From the impression I have, they are also now trying to give participants some broader perspective about the field, in addition to the specific frame of the mentor, and a bunch of the lessons from Refine about how to build a good model of the alignment problem apply.

On a more general level, I expect that I had enough discussions with them that they would naturally ask me for feedback if they thought of something that seemed Refine shaped or similar.

2. Do you think there's now a hole in the space that someone should consider filling (by making Refine 2.0), or do you expect that much of the value of Refine will be covered by SERI MATS [and other programs]?
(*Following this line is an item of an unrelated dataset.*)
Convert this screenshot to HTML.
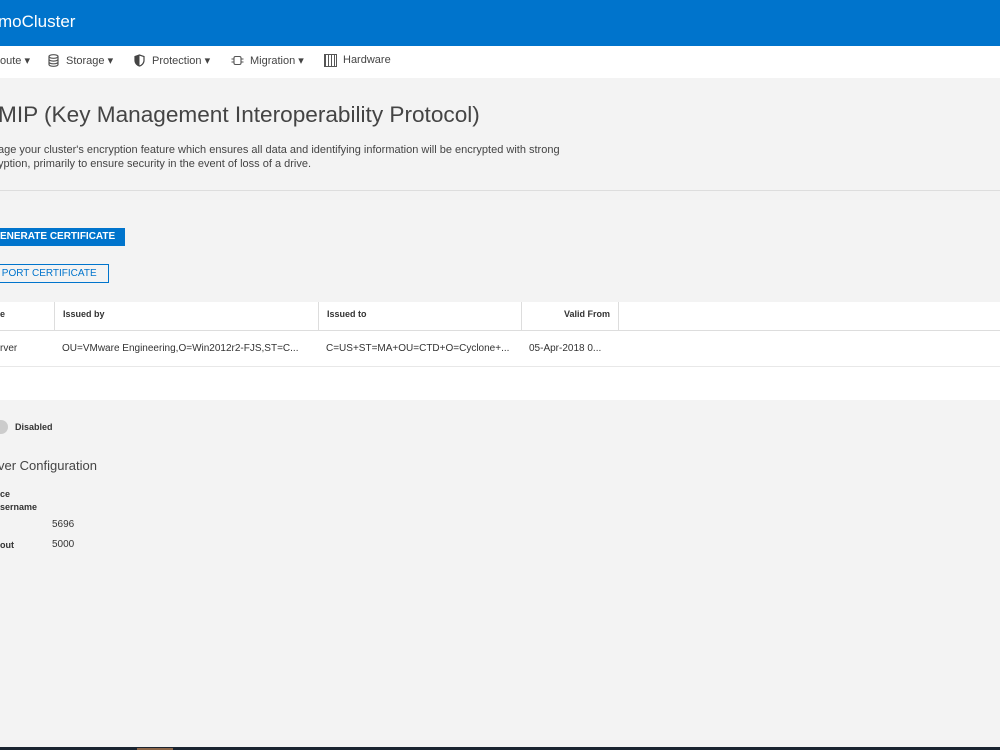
<!DOCTYPE html><html><head><style>
body{margin:0;width:1000px;height:750px;overflow:hidden;background:#f3f3f3;font-family:"Liberation Sans",sans-serif;position:relative;color:#333}
.a{position:absolute;white-space:nowrap}
</style></head><body>
<div class="a" style="left:0;top:0;width:1000px;height:46px;background:#0074cc"></div>
<div class="a" style="left:-2px;top:12px;color:#fff;font-size:17px">moCluster</div>
<div class="a" style="left:0;top:46px;width:1000px;height:32px;background:#fff"></div>
<div class="a" style="left:0;top:54px;font-size:11px;color:#444">oute ▾</div>
<svg class="a" style="left:48px;top:54px" width="11" height="13" viewBox="0 0 11 13"><g fill="none" stroke="#555" stroke-width="1.2"><ellipse cx="5.5" cy="2.5" rx="4.5" ry="1.8"/><path d="M1 2.5v8c0 1 2 1.8 4.5 1.8S10 11.5 10 10.5v-8M1 5.3c0 1 2 1.8 4.5 1.8S10 6.3 10 5.3M1 8c0 1 2 1.8 4.5 1.8S10 9 10 8"/></g></svg>
<div class="a" style="left:66px;top:54px;font-size:11px;color:#444">Storage ▾</div>
<svg class="a" style="left:134px;top:54px" width="11" height="13" viewBox="0 0 11 13"><path d="M5.5 1L1 2.5v4c0 3 2.5 5 4.5 5.5 2-.5 4.5-2.5 4.5-5.5v-4z" fill="none" stroke="#444" stroke-width="1.2"/><path d="M5.5 1v11c-2-.5-4.5-2.5-4.5-5.5v-4z" fill="#444"/></svg>
<div class="a" style="left:152px;top:54px;font-size:11px;color:#444">Protection ▾</div>
<svg class="a" style="left:231px;top:54px" width="13" height="13" viewBox="0 0 13 13"><g fill="none" stroke="#555" stroke-width="1.1"><rect x="3" y="2.5" width="7" height="8" rx="1.5"/><path d="M0.5 5h2.5M0.5 8h2.5M10 5h2.5M10 8h2.5"/></g></svg>
<div class="a" style="left:250px;top:54px;font-size:11px;color:#444">Migration ▾</div>
<div class="a" style="left:324px;top:54px;width:11px;height:11px;border:1px solid #555;background:repeating-linear-gradient(90deg,#555 0 1px,#fff 1px 3px)"></div>
<div class="a" style="left:343px;top:54px;font-size:11px;color:#444">Hardware</div>
<div class="a" style="left:-2px;top:102px;font-size:22.6px;color:#444">MIP (Key Management Interoperability Protocol)</div>
<div class="a" style="left:-2px;top:143px;font-size:11px;line-height:14px;color:#444">age your cluster's encryption feature which ensures all data and identifying information will be encrypted with strong<br>yption, primarily to ensure security in the event of loss of a drive.</div>
<div class="a" style="left:0;top:190px;width:1000px;height:1px;background:#ddd"></div>
<div class="a" style="left:0;top:228px;width:125px;height:18px;background:#0074cc;color:#fff;font-size:10px;font-weight:bold;line-height:18px">ENERATE CERTIFICATE</div>
<div class="a" style="left:-2px;top:264px;width:109px;height:17px;border:1px solid #0074cc;color:#0074cc;font-size:10px;line-height:17px">&nbsp;PORT CERTIFICATE</div>
<div class="a" style="left:0;top:302px;width:1000px;height:98px;background:#fff"></div>
<div class="a" style="left:0;top:330px;width:1000px;height:1px;background:#ddd"></div>
<div class="a" style="left:0;top:366px;width:1000px;height:1px;background:#e8e8e8"></div>
<div class="a" style="left:54px;top:302px;width:1px;height:28px;background:#ddd"></div>
<div class="a" style="left:318px;top:302px;width:1px;height:28px;background:#ddd"></div>
<div class="a" style="left:521px;top:302px;width:1px;height:28px;background:#ddd"></div>
<div class="a" style="left:618px;top:302px;width:1px;height:28px;background:#ddd"></div>
<div class="a" style="left:0;top:309px;font-size:9px;font-weight:bold">e</div>
<div class="a" style="left:63px;top:309px;font-size:9px;font-weight:bold">Issued by</div>
<div class="a" style="left:327px;top:309px;font-size:9px;font-weight:bold">Issued to</div>
<div class="a" style="left:564px;top:309px;font-size:9px;font-weight:bold">Valid From</div>
<div class="a" style="left:0;top:343px;font-size:10px">rver</div>
<div class="a" style="left:62px;top:343px;font-size:10px">OU=VMware Engineering,O=Win2012r2-FJS,ST=C...</div>
<div class="a" style="left:326px;top:343px;font-size:10px">C=US+ST=MA+OU=CTD+O=Cyclone+...</div>
<div class="a" style="left:529px;top:343px;font-size:10px">05-Apr-2018 0...</div>
<div class="a" style="left:-8px;top:420px;width:16px;height:14px;border-radius:7px;background:#ccc"></div>
<div class="a" style="left:15px;top:422px;font-size:9px;font-weight:bold">Disabled</div>
<div class="a" style="left:-2px;top:458px;font-size:13px;color:#444">ver Configuration</div>
<div class="a" style="left:0;top:488px;font-size:9px;font-weight:bold;line-height:13px">ce<br>sername</div>
<div class="a" style="left:52px;top:519px;font-size:10px">5696</div>
<div class="a" style="left:0;top:540px;font-size:9px;font-weight:bold">out</div>
<div class="a" style="left:52px;top:539px;font-size:10px">5000</div>
<div class="a" style="left:0;top:747px;width:1000px;height:3px;background:#1a2430"></div>
<div class="a" style="left:137px;top:748px;width:36px;height:2px;background:#8a6548"></div>
</body></html>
Hum, intuitively the main value from Refine that I don't expect to be covered by future MATS would come from reaching out to very different profiles. There's a non-negligeable chance that PIBBSS manages to make that work though, so not clear that it's a problem.

Note that this is also part of why Refine feels less useful: when I conceived of it, most of these programs either didn't exist or were not well-established. Part of the frustration came from having nothing IRL for non-american to join, and just no program spending a significant amount of time on conceptual alignment, which both MATS and PIBBSS (in addition to other programs like ARENA) are now fixing. Which I think is great!

FWIW my experience of MATS 0.1 (i.e. the first run/pilot 2021-22) was that it was more open-ended and diversity-focused than subsequent MATS, which has been more apprenticeship-focused. That was helpful for me at the time, but I don't know if it was ever the intention per se, and I agree that the focus of MATS now is different. I haven't thought long enough to decide if this is good or bad.

Hey Adam, thanks for running Refine and writing this up. 

Out of curiosity, do you (or anyone else) know if there are statistics for previous SERI-MATS cohorts/other programs designed to generate conceptual alignment researchers? 

Thanks for the kind words!

I'm not aware of any such statistics, but I'm guessing that MATS organizers might have some.